Le
collage... c'est d'abord les images.
J'ai besoin des images, je les aime, elles
me donnent du plaisir, elles nourrissent mon imaginaire. Les images me
fascinent.
Dans la vie, on en trouve partout mais, pour moi, surtout dans les magazines.
Ces imprimés voués au rebut, je les ai accumulés,
je les ai entassés, ils sont une richesse gratuite.
Face à cette accumulation, avec le
temps, j'ai appris à sélectionner, à affiner mes
choix afin de ne pas être envahi.
On peut se perdre dans la profusion et je
préfère maintenant disposer de peu afin de mieux m'y retrouver.

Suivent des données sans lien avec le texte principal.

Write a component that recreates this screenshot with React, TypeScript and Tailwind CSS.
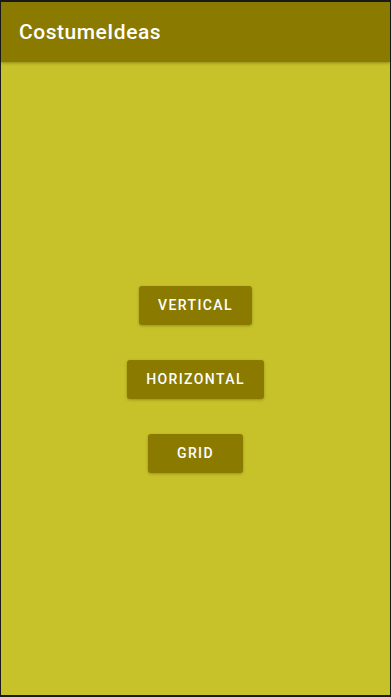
import React from 'react';

const buttons = ['VERTICAL', 'HORIZONTAL', 'GRID'];

const App = () => {
  return (
    <div className="w-[391px] h-[697px] bg-[#1b1b1b] pt-[2px] pb-[2px] pl-[1px] pr-[1px]" style={{ fontFamily: 'Roboto, "Liberation Sans", sans-serif' }}>
      <div className="flex flex-col h-full bg-[#c7c229]">
        {/* App bar */}
        <div className="h-[60px] bg-[#8a7a00] flex items-center pl-[18px] pt-[2px] shadow-[0_1px_3px_rgba(0,0,0,0.3)] relative z-10">
          <span className="text-white text-[21px] font-medium tracking-[0.025em]">CostumeIdeas</span>
        </div>

        {/* Buttons */}
        <div className="flex-1 flex flex-col items-center justify-center gap-[35px] pt-[1px]">
          {buttons.map((label) => (
            <button
              key={label}
              className="h-[39px] min-w-[95px] px-[19px] pt-[1px] rounded-[3px] bg-[#8a7a00] text-white text-[14px] font-medium tracking-[0.1em] shadow-[0_1px_3px_rgba(0,0,0,0.25)]"
            >
              {label}
            </button>
          ))}
        </div>
      </div>
    </div>
  );
};

export default App;
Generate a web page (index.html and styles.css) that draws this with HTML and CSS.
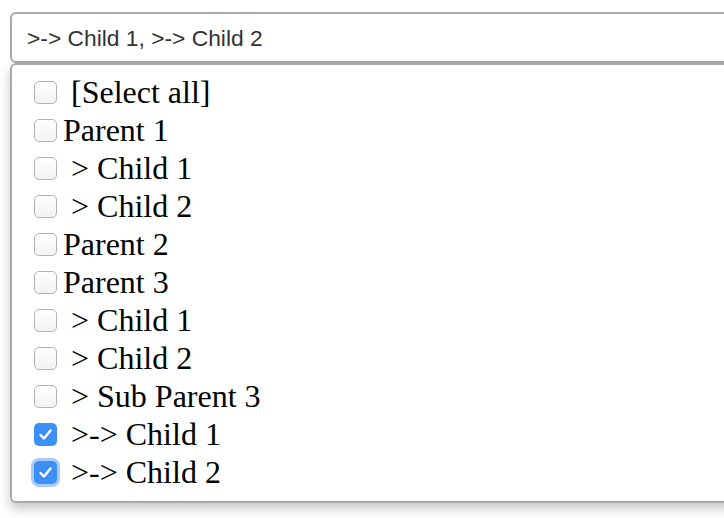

Je ne fouille plus dans des archives, si profondes que je pouvais m'y
perdre, mais travaille dorénavant en direct, avec ce que j'ai sous
la main.
Cette méthode me permet, me donne
l'illusion peut être, d'associer plus spontanément les images
entre elles.
Il y a d'abord une première image
puis, souvent sans savoir pourquoi, une deuxième. Sans être
exclusives, elles me paraissent faites l'une pour l'autre, elles vont
bien ensemble. Je ne cherche pas à l'expliquer, c'est une intuition.
Le moment de la création, quand tout
se passe bien, m'amène hors du temps, mes pensées deviennent
floues, non intelligibles, comme des nuages qui passent dans le ciel et
qui s'étirent, se compactent, se déforment au gré
du vent.
Ces nuages sont peuplés indistinctement
de souvenirs, de personnes, d'idées, de sentiments... Je souris
parfois quand un souvenir comique ressort du profond de ma mémoire
pour une raison que j'ignore.
Je n'ai alors pas de recul par rapport à ce que je suis en train
de faire. Je me laisse guider. Mes pensées me passent au dessus
de la tête et une sorte d'inconscient agit sur mes yeux qui choisissent,
sur mes mains qui découpent ou déchirent.
Il s'opère dans ces moments précieux
un va et vient entre les images que je parcours et ma pensée vagabonde.
Je ne vois alors pas le temps passer.
Quelque soit le type de collage, à
plat ou en volume, il crée autour de mon plan de travail, toujours
au sol en l'occurrence, un grand désordre. Des déchirures,
des morceaux de bois, des bouts de carton jonchent l'espace de travail
sans aucune gêne.
Au contraire ce chaos protège, accentue
la coupure et facilite le voyage introspectif. C'est un monde en lambeau
que j'explore, avec plaisir. De ce chaos, de ce cadre en ruine, ressort
alors ce qu'on appelle communément une uvre, construite,
semblant comporter une certaine logique.
Par instant, le temps de laisser la colle
agir ou pour prendre un recul visuel, je m'extrais de cet espace pour
mieux voir ce qui se passe sans perdre mon état d'esprit. La pensée
dérive toujours mais s'oriente davantage sur la chose qui naît
sous mes yeux.
C'est parfois le moment de peaufiner, de
finaliser comme de changer radicalement de direction et de continuer ma
route ailleurs en choisissant par exemple de fragmenter un collage à
plat pour le monter en volume.
Lors de ce temps de travail, sans doute
en l'absence de grands enjeux, les choix ne sont jamais douloureux, ils
se présentent en douceur, tout coule de source. C'est un espace
de liberté, une liberté à laquelle je tiens infiniment.